The Product as Advertised: The Hollywood Musical Adaptation
By FRANK BEHRENS
May, 2003
Having written a diatribe against "revivals" that are no such thing, I began to consider how Hollywood treated some of our Broadway musicals in the past. Here the early record is even more lamentable.
When Hollywood found it could speak in the late 1920s, it seemed natural to turn out musicals. And musicals came in two varieties: those that already existed as stage plays and those that had to be created entirely for the films. When it came to the former, the title the audience saw flashed on the screen often bore little resemblance to the show they might or might not have seen on the stage.
Among the first musicals to be "adapted" for the screen was the 1926 "The Desert Song" with a book and lyrics by Otto Harbach and Oscar Hammerstein II and music by Sigmund Romberg. Only three years later it became a film with John Boles, Carlotta King and Myrna Loy and kept almost all the great songs from that score. It appeared again in 1944, updated to bring in Nazis; but I cannot find any record of what songs were retained. A more familiar version appeared in 1953 with Gordon MacRae and Kathryn Grayson and again kept most of the score. So "The Desert Song" did not do too badly at least two out of three times.

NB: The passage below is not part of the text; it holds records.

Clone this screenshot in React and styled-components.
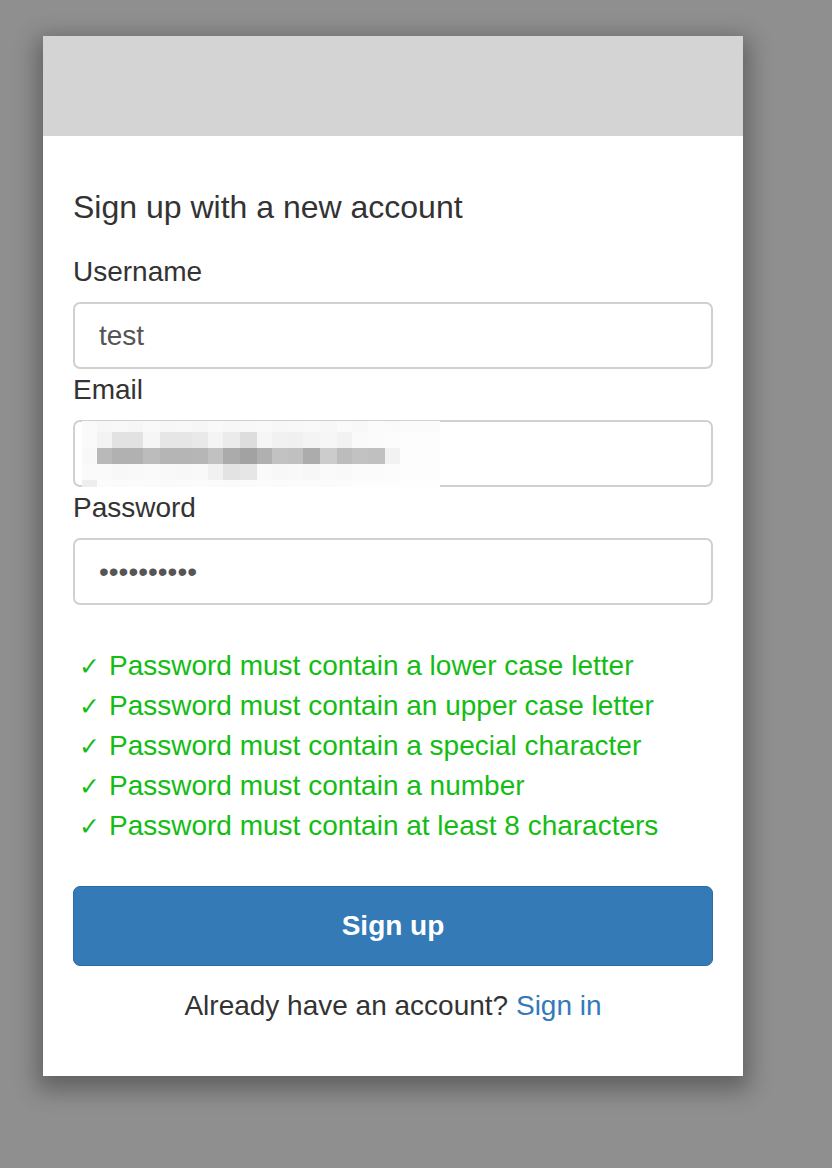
import React from "react";
import styled, { createGlobalStyle } from "styled-components";

const Global = createGlobalStyle`
  html, body { margin: 0; padding: 0; background: #8f8f8f; }
  body { font-family: "Liberation Sans", Arial, Helvetica, sans-serif; }
  * { box-sizing: border-box; }
`;

const Page = styled.div`
  min-height: 1168px;
  padding: 36px 0 0 43px;
`;

const Card = styled.div`
  width: 700px;
  background: #ffffff;
  box-shadow: 0 8px 22px 6px rgba(0, 0, 0, 0.32);
`;

const Banner = styled.div`
  height: 100px;
  background: #d4d4d4;
`;

const Body = styled.div`
  padding: 53px 30px 55px 30px;
  display: flex;
  flex-direction: column;
`;

const Title = styled.h1`
  margin: 0 0 32px 0;
  font-size: 32px;
  line-height: 36px;
  font-weight: 400;
  color: #333333;
`;

const Field = styled.div`
  display: flex;
  flex-direction: column;
  margin-bottom: 6px;
`;

const Label = styled.label`
  font-size: 28px;
  line-height: 30px;
  color: #333333;
  margin-bottom: 15px;
`;

const InputWrap = styled.div`
  position: relative;
`;

const Input = styled.input`
  width: 100%;
  height: 67px;
  border: 2px solid #d0d0d0;
  border-radius: 7px;
  padding: 0 24px;
  font-family: "Liberation Sans", Arial, sans-serif;
  font-size: 28px;
  color: #555555;
  background: #ffffff;
  outline: none;
`;

const Mosaic = styled.svg`
  position: absolute;
  left: 9px;
  top: 1px;
  pointer-events: none;
`;

const Rules = styled.ul`
  list-style: none;
  margin: 35px 0 40px 0;
  padding: 0 0 0 6px;
`;

const Rule = styled.li`
  display: flex;
  align-items: baseline;
  font-size: 28px;
  line-height: 40px;
  color: #13bd13;
`;

const Check = styled.span`
  width: 30px;
  flex: none;
  font-family: "DejaVu Sans", sans-serif;
  font-size: 25px;
  line-height: 1;
`;

const Button = styled.button`
  height: 80px;
  width: 100%;
  background: #337ab7;
  border: 1px solid #2e6da4;
  border-radius: 7px;
  color: #ffffff;
  font-family: "Liberation Sans", Arial, sans-serif;
  font-weight: 700;
  font-size: 28px;
  cursor: pointer;
`;

const Footer = styled.p`
  margin: 25px 0 0 0;
  text-align: center;
  font-size: 28px;
  line-height: 30px;
  color: #333333;
`;

const Link = styled.a`
  color: #337ab7;
  text-decoration: none;
`;

const cols = [0, 15, 30, 46, 61, 78, 95, 110, 126, 141, 158, 175, 190, 206, 221, 238, 255, 270, 286, 303, 318, 358];
const rows = [
  { y: 0, h: 11, c: ["#fafafa", "#f7f7f7", "#f8f8f8", "#f6f6f6", "#f9f9f9", "#f7f7f7", "#f8f8f8", "#f6f6f6", "#f9f9f9", "#f7f7f7", "#f8f8f8", "#f9f9f9", "#f7f7f7", "#f8f8f8", "#f9f9f9", "#f7f7f7", "#fafafa", "#f8f8f8", "#fbfbfb", "#fafafa", "#fbfbfb"] },
  { y: 11, h: 16, c: ["#fafafa", "#f3f3f3", "#e2e2e2", "#e2e2e2", "#f6f6f6", "#e6e6e6", "#e6e6e6", "#e9e9e9", "#f4f4f4", "#ebebeb", "#dddddd", "#f6f6f6", "#f1f1f1", "#f0f0f0", "#f4f4f4", "#f6f6f6", "#f2f2f2", "#fafafa", "#fbfbfb", "#fcfcfc", "#fdfdfd"] },
  { y: 27, h: 16, c: ["#f8f8f8", "#b9b9b9", "#b1b1b1", "#b1b1b1", "#bcbcbc", "#b5b5b5", "#b5b5b5", "#b6b6b6", "#c1c1c1", "#ababab", "#a2a2a2", "#b0b0b0", "#c2c2c2", "#c0c0c0", "#acacac", "#cccccc", "#bcbcbc", "#c2c2c2", "#c0c0c0", "#f2f2f2", "#fdfdfd"] },
  { y: 43, h: 16, c: ["#fafafa", "#fafafa", "#f8f8f8", "#f9f9f9", "#fafafa", "#f9f9f9", "#f8f8f8", "#f9f9f9", "#f1f1f1", "#e3e3e3", "#e6e6e6", "#fafafa", "#f8f8f8", "#f9f9f9", "#f7f7f7", "#fafafa", "#f9f9f9", "#fbfbfb", "#fbfbfb", "#fcfcfc", "#fdfdfd"] },
  { y: 59, h: 7, c: ["#eeeeee", "#fcfcfc", "#fbfbfb", "#fcfcfc", "#fbfbfb", "#fafafa", "#fbfbfb", "#fcfcfc", "#fbfbfb", "#fafafa", "#fbfbfb", "#fcfcfc", "#fbfbfb", "#fcfcfc", "#fcfcfc", "#fbfbfb", "#fcfcfc", "#fdfdfd", "#fdfdfd", "#fdfdfd", "#fefefe"] },
];

function EmailMosaic() {
  return (
    <Mosaic width="358" height="66" viewBox="0 0 358 66">
      {rows.map((r, ri) =>
        r.c.map((col, ci) => (
          <rect
            key={`${ri}-${ci}`}
            x={cols[ci]}
            y={r.y}
            width={cols[ci + 1] - cols[ci]}
            height={r.h}
            fill={col}
          />
        ))
      )}
    </Mosaic>
  );
}

const rules = [
  "Password must contain a lower case letter",
  "Password must contain an upper case letter",
  "Password must contain a special character",
  "Password must contain a number",
  "Password must contain at least 8 characters",
];

export default function App() {
  return (
    <>
      <Global />
      <Page>
        <Card>
          <Banner />
          <Body>
            <Title>Sign up with a new account</Title>
            <Field>
              <Label>Username</Label>
              <InputWrap>
                <Input type="text" defaultValue="test" readOnly />
              </InputWrap>
            </Field>
            <Field>
              <Label>Email</Label>
              <InputWrap>
                <Input type="email" defaultValue="" readOnly />
                <EmailMosaic />
              </InputWrap>
            </Field>
            <Field>
              <Label>Password</Label>
              <InputWrap>
                <Input type="password" defaultValue="abcdefghij" readOnly />
              </InputWrap>
            </Field>
            <Rules>
              {rules.map((r) => (
                <Rule key={r}>
                  <Check>✓</Check>
                  <span>{r}</span>
                </Rule>
              ))}
            </Rules>
            <Button type="button">Sign up</Button>
            <Footer>
              Already have an account? <Link href="#">Sign in</Link>
            </Footer>
          </Body>
        </Card>
      </Page>
    </>
  );
}
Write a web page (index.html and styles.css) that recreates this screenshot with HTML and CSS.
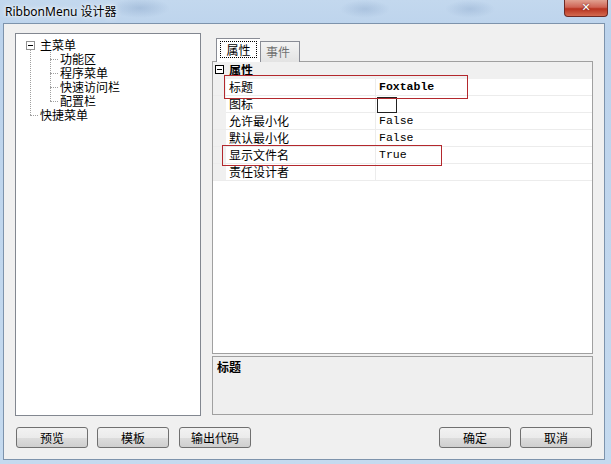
FILE: index.html
```html
<!DOCTYPE html>
<html lang="zh-CN">
<head>
    <meta charset="UTF-8">
    <title>RibbonMenu 设计器</title>
    <link rel="stylesheet" href="styles.css">
</head>
<body>
    <div class="window">
        <div class="titlebar">
            <span class="title">RibbonMenu 设计器</span>
            <span class="close">✕</span>
        </div>

        <div class="client">
            <div class="main">
                <!-- 菜单树 -->
                <div class="tree">
                    <ul class="tree-root">
                        <li class="open">
                            <span class="toggle"></span><span class="label">主菜单</span>
                            <ul class="tree-sub">
                                <li><span class="label">功能区</span></li>
                                <li><span class="label">程序菜单</span></li>
                                <li><span class="label">快速访问栏</span></li>
                                <li><span class="label">配置栏</span></li>
                            </ul>
                        </li>
                        <li class="leaf"><span class="label">快捷菜单</span></li>
                    </ul>
                </div>

                <!-- 属性面板 -->
                <div class="props">
                    <div class="tabs">
                        <span class="tab active"><span class="focus">属性</span></span>
                        <span class="tab">事件</span>
                    </div>

                    <div class="grid">
                        <div class="row cat">
                            <span class="margin"><span class="minus"></span></span>
                            <span class="name">属性</span>
                            <span class="value"></span>
                        </div>
                        <div class="row">
                            <span class="margin"></span>
                            <span class="name">标题</span>
                            <span class="value bold">Foxtable</span>
                        </div>
                        <div class="row">
                            <span class="margin"></span>
                            <span class="name">图标</span>
                            <span class="value"><span class="icon-box"></span></span>
                        </div>
                        <div class="row">
                            <span class="margin"></span>
                            <span class="name">允许最小化</span>
                            <span class="value">False</span>
                        </div>
                        <div class="row">
                            <span class="margin"></span>
                            <span class="name">默认最小化</span>
                            <span class="value">False</span>
                        </div>
                        <div class="row">
                            <span class="margin"></span>
                            <span class="name">显示文件名</span>
                            <span class="value">True</span>
                        </div>
                        <div class="row">
                            <span class="margin"></span>
                            <span class="name">责任设计者</span>
                            <span class="value"></span>
                        </div>

                        <div class="mark mark-title"></div>
                        <div class="mark mark-file"></div>
                    </div>

                    <div class="desc">标题</div>
                </div>
            </div>

            <div class="buttons">
                <div class="group">
                    <button>预览</button>
                    <button>模板</button>
                    <button class="wide-gap">输出代码</button>
                </div>
                <div class="group">
                    <button>确定</button>
                    <button>取消</button>
                </div>
            </div>
        </div>
    </div>
</body>
</html>
```

FILE: styles.css
```css
* {
    box-sizing: border-box;
}

body {
    margin: 0;
    width: 611px;
    height: 464px;
    overflow: hidden;
    font-family: "Noto Sans CJK SC", "Noto Sans", sans-serif;
    font-size: 12px;
    color: #000;
}

ul {
    list-style: none;
    margin: 0;
    padding: 0;
}

.window {
    width: 611px;
    height: 464px;
    padding: 0 6px 4px 3px;
    display: flex;
    flex-direction: column;
    background:
        radial-gradient(ellipse 30px 10px at 140px 8px, rgba(120, 150, 190, 0.35), transparent),
        radial-gradient(ellipse 25px 9px at 365px 9px, rgba(120, 150, 190, 0.3), transparent),
        radial-gradient(ellipse 25px 9px at 470px 9px, rgba(120, 150, 190, 0.3), transparent),
        linear-gradient(to bottom, #c3d8ee 0%, #bcd3ec 30px, #c5daef 100%);
}

.titlebar {
    height: 23px;
    display: flex;
    justify-content: space-between;
    align-items: flex-start;
}

.title {
    margin: 4px 0 0 2px;
    font-family: "Noto Sans", "Noto Sans CJK SC", sans-serif;
    font-size: 12px;
    line-height: 15px;
    text-shadow: 0 0 6px #fff, 0 0 3px #fff;
}

.close {
    width: 44px;
    height: 17px;
    margin-right: -3px;
    border: 1px solid #6d2a25;
    border-top: none;
    border-radius: 0 0 4px 4px;
    background: linear-gradient(to bottom, #e1a090 0%, #cf6455 45%, #b83320 55%, #d36a4f 100%);
    color: #fff;
    font-family: "DejaVu Sans", sans-serif;
    font-size: 11px;
    font-weight: bold;
    line-height: 16px;
    text-align: center;
    text-shadow: 0 0 2px #5a1a10;
}

.client {
    flex: 1;
    background: #f0f0f0;
    border: 1px solid #7d93ac;
    padding: 9px 11px 0 11px;
}

.main {
    display: flex;
    gap: 11px;
    height: 383px;
}

/* 菜单树 */
.tree {
    width: 186px;
    height: 100%;
    background: #fff;
    border: 1px solid #828790;
    padding-top: 4px;
}

.tree-root {
    position: relative;
}

.tree-root::before {
    content: "";
    position: absolute;
    left: 14px;
    top: 12px;
    bottom: 7px;
    border-left: 1px dotted #a0a0a0;
}

.tree li {
    position: relative;
    line-height: 14px;
    padding-left: 24px;
    white-space: nowrap;
}

.tree-sub {
    position: relative;
    margin-left: -24px;
}

.tree-sub::before {
    content: "";
    position: absolute;
    left: 34px;
    top: 0;
    bottom: 7px;
    border-left: 1px dotted #a0a0a0;
}

.tree-sub li {
    padding-left: 44px;
}

.tree-sub li::before,
.tree li.leaf::before {
    content: "";
    position: absolute;
    top: 7px;
    width: 8px;
    border-top: 1px dotted #a0a0a0;
}

.tree-sub li::before {
    left: 34px;
}

.tree li.leaf::before {
    left: 14px;
}

.toggle {
    position: absolute;
    left: 10px;
    top: 3px;
    width: 9px;
    height: 9px;
    border: 1px solid #919191;
    background: #fff;
}

.toggle::after {
    content: "";
    position: absolute;
    left: 1px;
    top: 3px;
    width: 5px;
    border-top: 1px solid #000;
}

/* 属性面板 */
.props {
    flex: 1;
    display: flex;
    flex-direction: column;
}

.tabs {
    display: flex;
    align-items: flex-end;
    height: 29px;
    padding: 5px 0 0 4px;
    margin-bottom: -1px;
    position: relative;
    z-index: 1;
}

.tab {
    height: 21px;
    width: 40px;
    padding: 0 5px;
    border: 1px solid #898c95;
    border-bottom: none;
    background: linear-gradient(to bottom, #f3f3f3, #e3e3e3);
    color: #707070;
    line-height: 19px;
}

.tab.active {
    height: 24px;
    width: 44px;
    padding: 2px 3px 0;
    background: #fff;
    color: #000;
    border-right: none;
}

.tab.active + .tab {
    border-left: 1px solid #898c95;
}

.focus {
    display: block;
    border: 1px dotted #000;
    line-height: 15px;
    text-align: center;
}

.grid {
    position: relative;
    height: 293px;
    background: #fff;
    border: 1px solid #a0a0a0;
}

.row {
    display: grid;
    grid-template-columns: 13px 150px 1fr;
    height: 17px;
    border-bottom: 1px solid #ececec;
    line-height: 16px;
}

.row .margin {
    background: #f0f0f0;
    position: relative;
}

.row .name {
    padding-left: 3px;
    border-right: 1px solid #ececec;
    white-space: nowrap;
}

.row .value {
    padding-left: 3px;
    font-family: "Liberation Mono", monospace;
    font-size: 11.5px;
}

.row .value.bold {
    font-weight: bold;
}

.row.cat {
    background: #f0f0f0;
    border-bottom-color: #f0f0f0;
}

.row.cat .name {
    font-weight: bold;
    border-right: none;
}

.minus {
    position: absolute;
    left: 2px;
    top: 3px;
    width: 9px;
    height: 9px;
    border: 1px solid #000;
    background: #fff;
}

.minus::after {
    content: "";
    position: absolute;
    left: 1px;
    top: 3px;
    width: 5px;
    border-top: 1px solid #000;
}

.icon-box {
    display: block;
    width: 20px;
    height: 16px;
    margin: 1px 0 0 -2px;
    border: 1px solid #222;
    background: #fff;
}

.mark {
    position: absolute;
    border: 1px solid #b3282d;
}

.mark-title {
    left: 11px;
    top: 13px;
    width: 244px;
    height: 24px;
}

.mark-file {
    left: 9px;
    top: 83px;
    width: 220px;
    height: 21px;
}

.desc {
    margin-top: 2px;
    height: 59px;
    background: #efefef;
    border: 1px solid #a0a0a0;
    padding: 2px 4px;
    font-weight: bold;
    line-height: 16px;
}

/* 底部按钮 */
.buttons {
    display: flex;
    justify-content: space-between;
    margin-top: 11px;
    padding: 0 1px;
}

.group {
    display: flex;
    gap: 9px;
}

.group .wide-gap {
    margin-left: 1px;
}

button {
    width: 72px;
    height: 21px;
    padding: 0;
    border: 1px solid #707070;
    border-radius: 3px;
    background: linear-gradient(to bottom, #f2f2f2 0%, #ebebeb 50%, #dddddd 51%, #cfcfcf 100%);
    font-family: "Noto Sans CJK SC", sans-serif;
    font-size: 12px;
    line-height: 18px;
    color: #000;
}
```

On the other hand, "Rose-Marie" certainly underwent several changes. The 1924 production had book and lyrics by the same two who gave us "Desert Song," while the score was shared between Rudolf Friml and Herbert Stothart. In 1928, it showed up as a vehicle for Joan Crawford (!) with background music but no singing. It is the 1936 film with Nelson Eddy and Jeanette MacDonald that is THE "Rose-Marie" for thousands. Casting MacDonald led to changing the title character from a backwoods singer to a Canadian opera star, while the plot was twisted to make Eddy the Mounty her love interest. A few songs were kept, others by different composers were added, and some Puccini and Gounod were jammed in for Jeanette to show off. And in non-singing roles are James Stewart as the brother and David Niven (you will have to keep from blinking to catch him).
In 1954, this musical appeared yet again, in Cinemascope no less, with Howard Keel, Fernando Lamas, Ann Blyth, and Burt Lahr. Again only a few songs were kept, but Friml himself was called upon to write some new melodies to lyrics by Paul Francis Webster; while two others supplied Lahr with an hilarious lament called "The Mounty Who Never Got His Man." (And let us not forget that fabulous spoof of this musical and all the others like it, "Little Mary Sunshine"!)
So with three musical films of "Rose-Marie," we still do not have the version that lasted 557 performances in its original run. "The product as advertised" strikes again!
Of course there were times when no one really expected to see what the title promises. When "The Bohemian Girl" came out in 1936 with a certain comic team, we all knew that the Balfe original would rest on its Laurels nor would any one be so Hardy as to complain. Two songs and one chorus were kept (one being, of course, "I Dreamed I Dwelt in Marble Halls") and the plot bore only the most fleeting resemblance to the original. (With Ollie married to Mae Bush, how could it be otherwise?)
The same goes for the Laurel & Hardy vehicle "Babes in Toyland," which managed to keep several of the songs to be warbled by Felix Knight and Charlotte Henry in the 1934 vocal style. The unfortunate Disney remake in 1961 was pronounced "dismal" by the critics, even with such high-toned singers as Tommy Sands and Annette Funicello! But by that date, how many in the audience really knew the original score?
Typical Hollywood disdain was shed upon the Rodgers and Hart "On Your Toes." When it opened in 1936 on Broadway, it stunned audiences with its two integrated ballets, the second of which is the immortal "Slaughter on 10th Avenue," and the hit song "There's a Small Hotel." Its stars included Ray Bolger, Tamara Geva and Monty Wooly. Ironically, this show had been offered as a film for Fred Astaire, who waltzed out because he would not have had the chance to wear his top hat and tails! When the 1939 film came out, audiences saw a different plot, heard snatches from one of the ballets that was dropped from the film, enjoyed only three of the many songs, and the rest was pretty dull.
Soon things got a bit better with fairly faithful screen adaptations of "Oklahoma," "Carousel," "My Fair Lady," "How to Succeed in Business," and too many others to list here. More recent is "Chicago," which presents other problems but certainly remains fairly close to what people saw on Broadway.
To end with a trivia question, can you name a Cole Porter Broadway hit that retained only one song in the film version?